[Record extracts]
+===+

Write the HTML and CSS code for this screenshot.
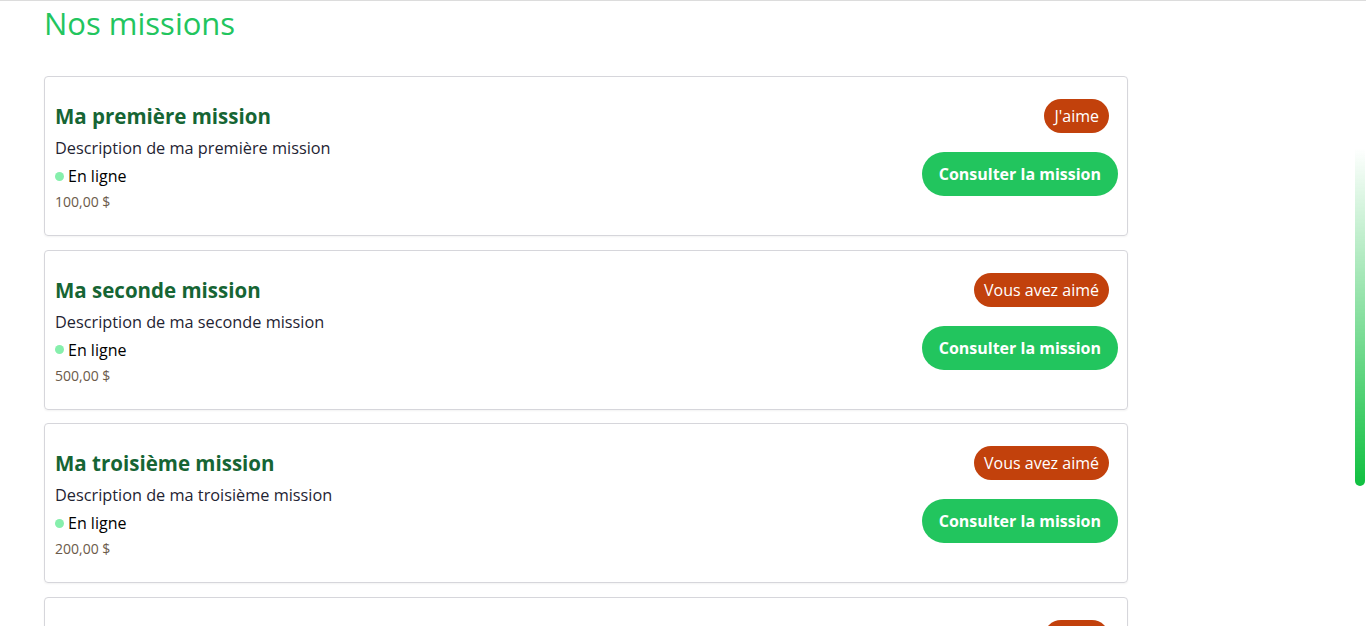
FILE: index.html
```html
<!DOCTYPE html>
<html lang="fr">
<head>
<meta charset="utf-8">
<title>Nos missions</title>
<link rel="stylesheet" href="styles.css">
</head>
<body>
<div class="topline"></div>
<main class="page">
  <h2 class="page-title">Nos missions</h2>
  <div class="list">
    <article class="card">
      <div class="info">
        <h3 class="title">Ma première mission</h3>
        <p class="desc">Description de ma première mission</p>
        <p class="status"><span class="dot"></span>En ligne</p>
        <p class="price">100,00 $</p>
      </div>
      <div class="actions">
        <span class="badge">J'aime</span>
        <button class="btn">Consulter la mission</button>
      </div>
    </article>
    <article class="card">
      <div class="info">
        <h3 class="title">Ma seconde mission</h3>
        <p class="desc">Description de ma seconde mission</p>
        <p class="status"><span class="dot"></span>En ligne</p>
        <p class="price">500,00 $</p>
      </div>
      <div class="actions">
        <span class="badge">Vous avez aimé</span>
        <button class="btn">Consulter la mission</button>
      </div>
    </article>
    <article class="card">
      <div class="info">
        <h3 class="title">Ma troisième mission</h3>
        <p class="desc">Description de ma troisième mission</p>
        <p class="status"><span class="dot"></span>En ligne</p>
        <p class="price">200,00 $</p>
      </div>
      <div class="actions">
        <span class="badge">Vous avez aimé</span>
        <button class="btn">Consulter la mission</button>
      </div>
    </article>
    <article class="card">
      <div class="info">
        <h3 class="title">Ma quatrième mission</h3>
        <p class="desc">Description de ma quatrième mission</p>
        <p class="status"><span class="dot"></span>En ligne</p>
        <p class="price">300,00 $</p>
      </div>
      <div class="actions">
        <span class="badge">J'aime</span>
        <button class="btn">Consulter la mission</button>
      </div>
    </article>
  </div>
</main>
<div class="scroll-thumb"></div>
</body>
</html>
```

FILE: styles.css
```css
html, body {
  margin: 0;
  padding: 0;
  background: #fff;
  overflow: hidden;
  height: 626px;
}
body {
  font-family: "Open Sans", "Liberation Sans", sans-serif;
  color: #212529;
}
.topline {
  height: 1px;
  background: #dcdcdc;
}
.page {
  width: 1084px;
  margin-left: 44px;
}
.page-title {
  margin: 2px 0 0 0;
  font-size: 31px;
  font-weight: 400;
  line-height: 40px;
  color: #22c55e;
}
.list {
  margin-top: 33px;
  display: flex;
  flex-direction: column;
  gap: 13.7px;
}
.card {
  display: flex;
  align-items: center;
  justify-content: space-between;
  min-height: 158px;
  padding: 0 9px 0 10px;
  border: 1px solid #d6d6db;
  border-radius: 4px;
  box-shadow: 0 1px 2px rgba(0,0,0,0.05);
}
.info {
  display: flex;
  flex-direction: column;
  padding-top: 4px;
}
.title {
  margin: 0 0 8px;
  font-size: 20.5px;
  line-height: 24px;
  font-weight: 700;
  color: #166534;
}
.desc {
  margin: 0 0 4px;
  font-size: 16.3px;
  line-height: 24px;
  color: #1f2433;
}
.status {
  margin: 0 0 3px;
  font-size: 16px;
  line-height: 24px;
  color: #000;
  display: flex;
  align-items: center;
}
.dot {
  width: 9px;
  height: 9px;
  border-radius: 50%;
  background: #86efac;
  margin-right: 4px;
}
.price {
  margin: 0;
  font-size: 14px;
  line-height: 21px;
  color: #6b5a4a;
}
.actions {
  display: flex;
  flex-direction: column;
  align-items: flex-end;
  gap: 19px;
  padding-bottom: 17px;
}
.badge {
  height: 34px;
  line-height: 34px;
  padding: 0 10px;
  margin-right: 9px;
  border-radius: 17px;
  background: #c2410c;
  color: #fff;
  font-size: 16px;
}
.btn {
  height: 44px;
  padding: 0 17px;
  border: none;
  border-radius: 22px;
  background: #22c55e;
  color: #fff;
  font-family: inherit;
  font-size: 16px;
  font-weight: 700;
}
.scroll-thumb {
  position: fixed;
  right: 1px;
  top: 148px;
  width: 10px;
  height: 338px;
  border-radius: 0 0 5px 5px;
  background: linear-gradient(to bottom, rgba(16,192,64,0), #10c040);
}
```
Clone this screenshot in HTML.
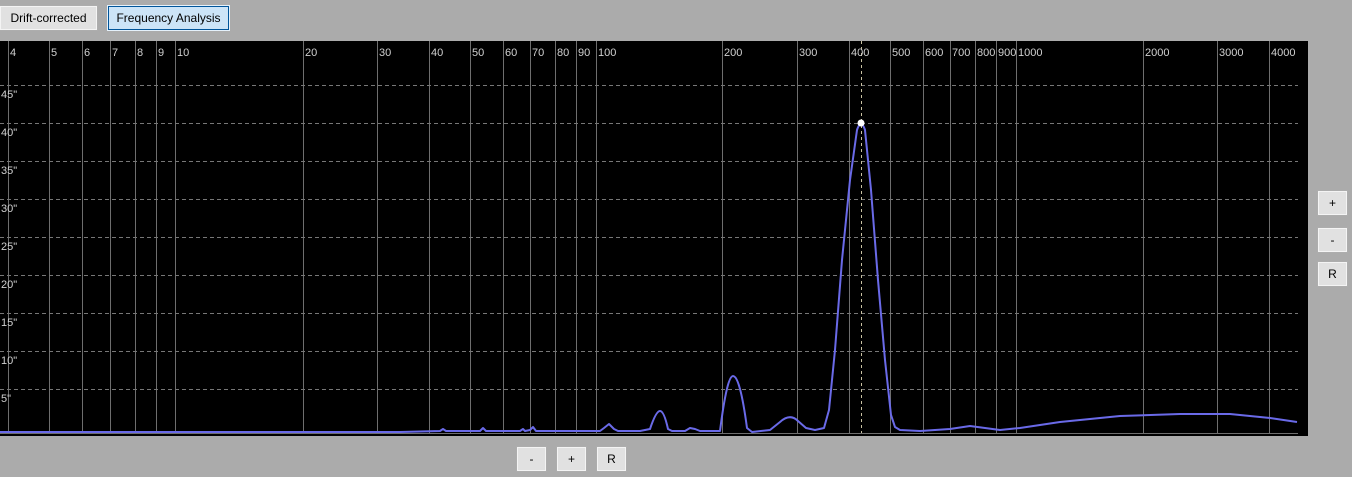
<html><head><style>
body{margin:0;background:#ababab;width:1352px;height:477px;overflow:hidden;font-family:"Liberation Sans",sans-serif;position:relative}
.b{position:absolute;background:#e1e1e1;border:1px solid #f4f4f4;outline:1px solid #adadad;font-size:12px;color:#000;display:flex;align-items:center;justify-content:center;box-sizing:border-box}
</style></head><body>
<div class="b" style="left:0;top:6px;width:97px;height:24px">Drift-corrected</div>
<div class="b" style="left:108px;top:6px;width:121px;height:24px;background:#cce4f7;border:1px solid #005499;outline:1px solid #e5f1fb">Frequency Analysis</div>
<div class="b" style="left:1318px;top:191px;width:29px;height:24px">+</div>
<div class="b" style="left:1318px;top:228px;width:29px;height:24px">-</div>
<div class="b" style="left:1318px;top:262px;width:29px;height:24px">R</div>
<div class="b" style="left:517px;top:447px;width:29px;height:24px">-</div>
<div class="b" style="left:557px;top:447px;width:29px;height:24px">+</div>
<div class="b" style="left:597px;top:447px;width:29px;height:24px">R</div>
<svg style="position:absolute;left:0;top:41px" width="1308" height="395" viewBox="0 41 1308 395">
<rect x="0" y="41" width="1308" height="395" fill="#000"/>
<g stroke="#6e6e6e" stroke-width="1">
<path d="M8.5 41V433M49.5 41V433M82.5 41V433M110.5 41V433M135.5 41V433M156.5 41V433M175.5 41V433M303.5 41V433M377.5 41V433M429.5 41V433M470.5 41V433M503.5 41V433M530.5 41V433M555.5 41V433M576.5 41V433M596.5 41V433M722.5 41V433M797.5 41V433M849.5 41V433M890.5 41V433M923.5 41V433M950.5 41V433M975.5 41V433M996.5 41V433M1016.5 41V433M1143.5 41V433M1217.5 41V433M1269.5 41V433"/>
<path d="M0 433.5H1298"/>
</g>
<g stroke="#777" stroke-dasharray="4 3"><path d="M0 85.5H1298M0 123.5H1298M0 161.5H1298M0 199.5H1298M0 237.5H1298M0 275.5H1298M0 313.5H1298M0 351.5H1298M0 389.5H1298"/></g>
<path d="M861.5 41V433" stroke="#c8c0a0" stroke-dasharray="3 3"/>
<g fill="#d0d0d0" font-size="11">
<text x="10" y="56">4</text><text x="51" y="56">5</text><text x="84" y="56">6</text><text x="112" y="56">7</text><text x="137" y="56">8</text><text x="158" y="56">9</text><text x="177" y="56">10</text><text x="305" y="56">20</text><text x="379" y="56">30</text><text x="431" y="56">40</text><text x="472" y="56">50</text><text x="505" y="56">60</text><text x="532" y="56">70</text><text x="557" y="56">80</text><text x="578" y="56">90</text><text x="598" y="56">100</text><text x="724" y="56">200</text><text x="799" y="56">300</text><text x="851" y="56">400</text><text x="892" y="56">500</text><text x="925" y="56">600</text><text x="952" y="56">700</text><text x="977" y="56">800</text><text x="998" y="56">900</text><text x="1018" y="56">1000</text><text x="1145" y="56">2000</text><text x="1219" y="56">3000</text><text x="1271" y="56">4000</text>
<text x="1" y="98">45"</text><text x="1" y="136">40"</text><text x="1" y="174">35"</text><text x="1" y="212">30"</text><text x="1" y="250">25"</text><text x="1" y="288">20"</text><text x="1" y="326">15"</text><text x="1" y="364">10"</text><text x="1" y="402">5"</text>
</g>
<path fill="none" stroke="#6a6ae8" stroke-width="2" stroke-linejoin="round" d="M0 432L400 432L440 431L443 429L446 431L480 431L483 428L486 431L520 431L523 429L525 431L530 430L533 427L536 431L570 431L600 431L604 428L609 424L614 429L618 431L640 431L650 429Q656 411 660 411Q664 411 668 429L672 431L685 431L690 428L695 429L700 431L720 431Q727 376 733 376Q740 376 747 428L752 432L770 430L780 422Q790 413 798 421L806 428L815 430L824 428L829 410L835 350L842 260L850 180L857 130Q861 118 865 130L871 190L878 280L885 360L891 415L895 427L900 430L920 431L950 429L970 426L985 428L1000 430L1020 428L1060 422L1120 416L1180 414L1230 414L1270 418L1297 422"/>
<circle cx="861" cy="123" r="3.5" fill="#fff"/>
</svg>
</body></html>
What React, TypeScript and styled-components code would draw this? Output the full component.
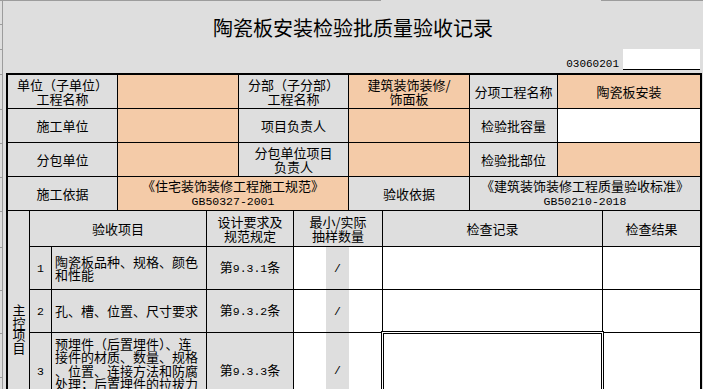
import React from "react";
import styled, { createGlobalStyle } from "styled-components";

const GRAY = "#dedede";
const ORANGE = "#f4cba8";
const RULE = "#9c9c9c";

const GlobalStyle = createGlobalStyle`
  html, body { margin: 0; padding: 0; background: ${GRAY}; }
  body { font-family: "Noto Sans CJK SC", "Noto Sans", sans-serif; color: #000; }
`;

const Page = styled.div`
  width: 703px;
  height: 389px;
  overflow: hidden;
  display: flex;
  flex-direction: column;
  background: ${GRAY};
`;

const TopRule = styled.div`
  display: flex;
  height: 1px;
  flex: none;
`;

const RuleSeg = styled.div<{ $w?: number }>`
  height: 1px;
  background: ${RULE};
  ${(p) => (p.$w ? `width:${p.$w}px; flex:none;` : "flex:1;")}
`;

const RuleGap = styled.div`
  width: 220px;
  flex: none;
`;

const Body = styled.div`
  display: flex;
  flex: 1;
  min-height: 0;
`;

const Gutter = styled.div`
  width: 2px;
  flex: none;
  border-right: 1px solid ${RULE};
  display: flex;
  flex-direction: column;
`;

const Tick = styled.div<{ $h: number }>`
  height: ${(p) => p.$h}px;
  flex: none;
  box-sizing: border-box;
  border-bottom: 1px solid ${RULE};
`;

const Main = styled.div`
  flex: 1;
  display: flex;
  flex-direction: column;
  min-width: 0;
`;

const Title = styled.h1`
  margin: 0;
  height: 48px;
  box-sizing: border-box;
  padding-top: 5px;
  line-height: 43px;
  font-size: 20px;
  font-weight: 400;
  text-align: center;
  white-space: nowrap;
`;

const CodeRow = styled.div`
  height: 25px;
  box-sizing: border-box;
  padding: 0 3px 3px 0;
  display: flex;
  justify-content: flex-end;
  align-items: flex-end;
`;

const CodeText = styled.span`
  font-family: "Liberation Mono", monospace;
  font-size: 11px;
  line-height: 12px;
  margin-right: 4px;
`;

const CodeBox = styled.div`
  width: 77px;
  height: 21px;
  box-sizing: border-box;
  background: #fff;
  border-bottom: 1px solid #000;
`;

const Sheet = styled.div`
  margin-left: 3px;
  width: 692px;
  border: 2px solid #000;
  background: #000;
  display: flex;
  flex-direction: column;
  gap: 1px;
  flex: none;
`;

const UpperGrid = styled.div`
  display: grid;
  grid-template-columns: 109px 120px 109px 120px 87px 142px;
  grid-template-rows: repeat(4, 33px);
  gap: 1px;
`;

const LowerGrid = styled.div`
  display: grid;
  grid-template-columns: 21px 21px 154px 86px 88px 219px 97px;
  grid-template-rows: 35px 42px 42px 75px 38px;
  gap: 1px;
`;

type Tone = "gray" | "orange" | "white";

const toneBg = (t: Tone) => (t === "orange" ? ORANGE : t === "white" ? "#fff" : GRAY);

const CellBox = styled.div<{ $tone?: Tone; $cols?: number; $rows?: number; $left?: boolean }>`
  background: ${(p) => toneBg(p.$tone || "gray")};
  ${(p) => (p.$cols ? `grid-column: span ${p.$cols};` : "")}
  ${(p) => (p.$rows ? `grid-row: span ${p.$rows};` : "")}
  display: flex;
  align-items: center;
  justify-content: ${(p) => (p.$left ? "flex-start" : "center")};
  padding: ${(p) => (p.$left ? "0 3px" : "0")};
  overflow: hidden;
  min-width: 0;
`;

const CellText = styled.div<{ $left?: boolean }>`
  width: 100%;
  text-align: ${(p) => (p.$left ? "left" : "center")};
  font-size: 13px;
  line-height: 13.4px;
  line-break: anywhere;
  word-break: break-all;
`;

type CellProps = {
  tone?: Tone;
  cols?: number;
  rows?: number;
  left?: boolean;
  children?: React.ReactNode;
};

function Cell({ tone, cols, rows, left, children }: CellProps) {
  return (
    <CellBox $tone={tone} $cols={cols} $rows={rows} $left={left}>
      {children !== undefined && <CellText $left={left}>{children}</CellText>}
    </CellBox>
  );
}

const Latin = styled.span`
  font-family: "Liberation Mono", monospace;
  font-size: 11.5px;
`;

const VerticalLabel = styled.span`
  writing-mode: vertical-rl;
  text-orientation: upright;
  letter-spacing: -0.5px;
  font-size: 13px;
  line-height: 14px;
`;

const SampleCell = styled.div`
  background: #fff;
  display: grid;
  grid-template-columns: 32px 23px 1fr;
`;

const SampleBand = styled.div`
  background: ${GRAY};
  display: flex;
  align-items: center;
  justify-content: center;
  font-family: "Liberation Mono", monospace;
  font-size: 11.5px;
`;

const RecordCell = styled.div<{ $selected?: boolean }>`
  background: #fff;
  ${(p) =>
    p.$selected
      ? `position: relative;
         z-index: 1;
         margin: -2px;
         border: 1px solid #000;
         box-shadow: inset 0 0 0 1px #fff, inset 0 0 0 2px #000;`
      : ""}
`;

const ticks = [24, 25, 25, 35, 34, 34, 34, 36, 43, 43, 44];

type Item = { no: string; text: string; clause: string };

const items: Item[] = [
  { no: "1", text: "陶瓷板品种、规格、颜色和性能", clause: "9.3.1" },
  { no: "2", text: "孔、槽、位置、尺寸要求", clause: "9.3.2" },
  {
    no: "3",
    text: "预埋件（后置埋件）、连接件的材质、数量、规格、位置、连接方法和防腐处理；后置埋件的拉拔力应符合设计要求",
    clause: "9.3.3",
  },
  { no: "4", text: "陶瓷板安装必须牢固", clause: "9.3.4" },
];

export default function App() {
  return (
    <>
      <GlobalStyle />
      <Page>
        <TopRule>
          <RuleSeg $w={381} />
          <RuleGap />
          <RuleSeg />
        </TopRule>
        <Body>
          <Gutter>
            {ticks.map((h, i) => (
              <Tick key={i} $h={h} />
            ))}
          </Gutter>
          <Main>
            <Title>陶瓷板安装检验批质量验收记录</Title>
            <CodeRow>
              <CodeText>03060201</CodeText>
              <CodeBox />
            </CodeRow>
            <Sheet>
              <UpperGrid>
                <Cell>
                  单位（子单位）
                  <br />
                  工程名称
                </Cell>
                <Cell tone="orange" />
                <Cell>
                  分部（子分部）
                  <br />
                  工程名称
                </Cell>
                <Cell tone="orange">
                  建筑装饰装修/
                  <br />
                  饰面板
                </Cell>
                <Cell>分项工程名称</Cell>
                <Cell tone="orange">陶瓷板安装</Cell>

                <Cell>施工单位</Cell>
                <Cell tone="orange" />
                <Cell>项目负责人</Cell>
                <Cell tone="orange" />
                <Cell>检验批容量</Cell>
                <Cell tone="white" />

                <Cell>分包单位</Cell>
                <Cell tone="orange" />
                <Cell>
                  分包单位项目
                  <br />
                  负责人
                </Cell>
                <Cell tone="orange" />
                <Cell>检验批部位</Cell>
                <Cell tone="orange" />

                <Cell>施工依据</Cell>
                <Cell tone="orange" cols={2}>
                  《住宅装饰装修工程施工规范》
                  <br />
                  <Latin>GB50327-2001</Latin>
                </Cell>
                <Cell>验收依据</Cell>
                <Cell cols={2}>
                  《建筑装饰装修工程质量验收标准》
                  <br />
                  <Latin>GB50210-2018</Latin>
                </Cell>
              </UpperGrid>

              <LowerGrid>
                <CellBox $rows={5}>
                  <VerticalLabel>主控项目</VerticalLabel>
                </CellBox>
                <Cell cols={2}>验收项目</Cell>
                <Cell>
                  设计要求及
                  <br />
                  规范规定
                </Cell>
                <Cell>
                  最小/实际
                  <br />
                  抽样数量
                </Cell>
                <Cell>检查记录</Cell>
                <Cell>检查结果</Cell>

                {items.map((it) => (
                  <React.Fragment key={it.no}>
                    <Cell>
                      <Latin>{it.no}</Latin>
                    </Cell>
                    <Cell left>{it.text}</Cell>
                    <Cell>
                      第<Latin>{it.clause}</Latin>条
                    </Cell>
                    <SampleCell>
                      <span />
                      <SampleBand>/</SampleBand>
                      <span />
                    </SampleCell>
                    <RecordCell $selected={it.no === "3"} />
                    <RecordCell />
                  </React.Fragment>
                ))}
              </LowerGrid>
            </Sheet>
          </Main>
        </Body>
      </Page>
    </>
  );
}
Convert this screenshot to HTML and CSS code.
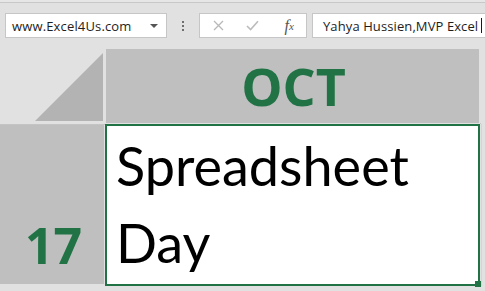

+===+

[Your objective] Pull every line containing "components" from the material above.

[Written response]
What React, TypeScript and styled-components code would draw this? Output the full component.
import styled, { createGlobalStyle } from "styled-components";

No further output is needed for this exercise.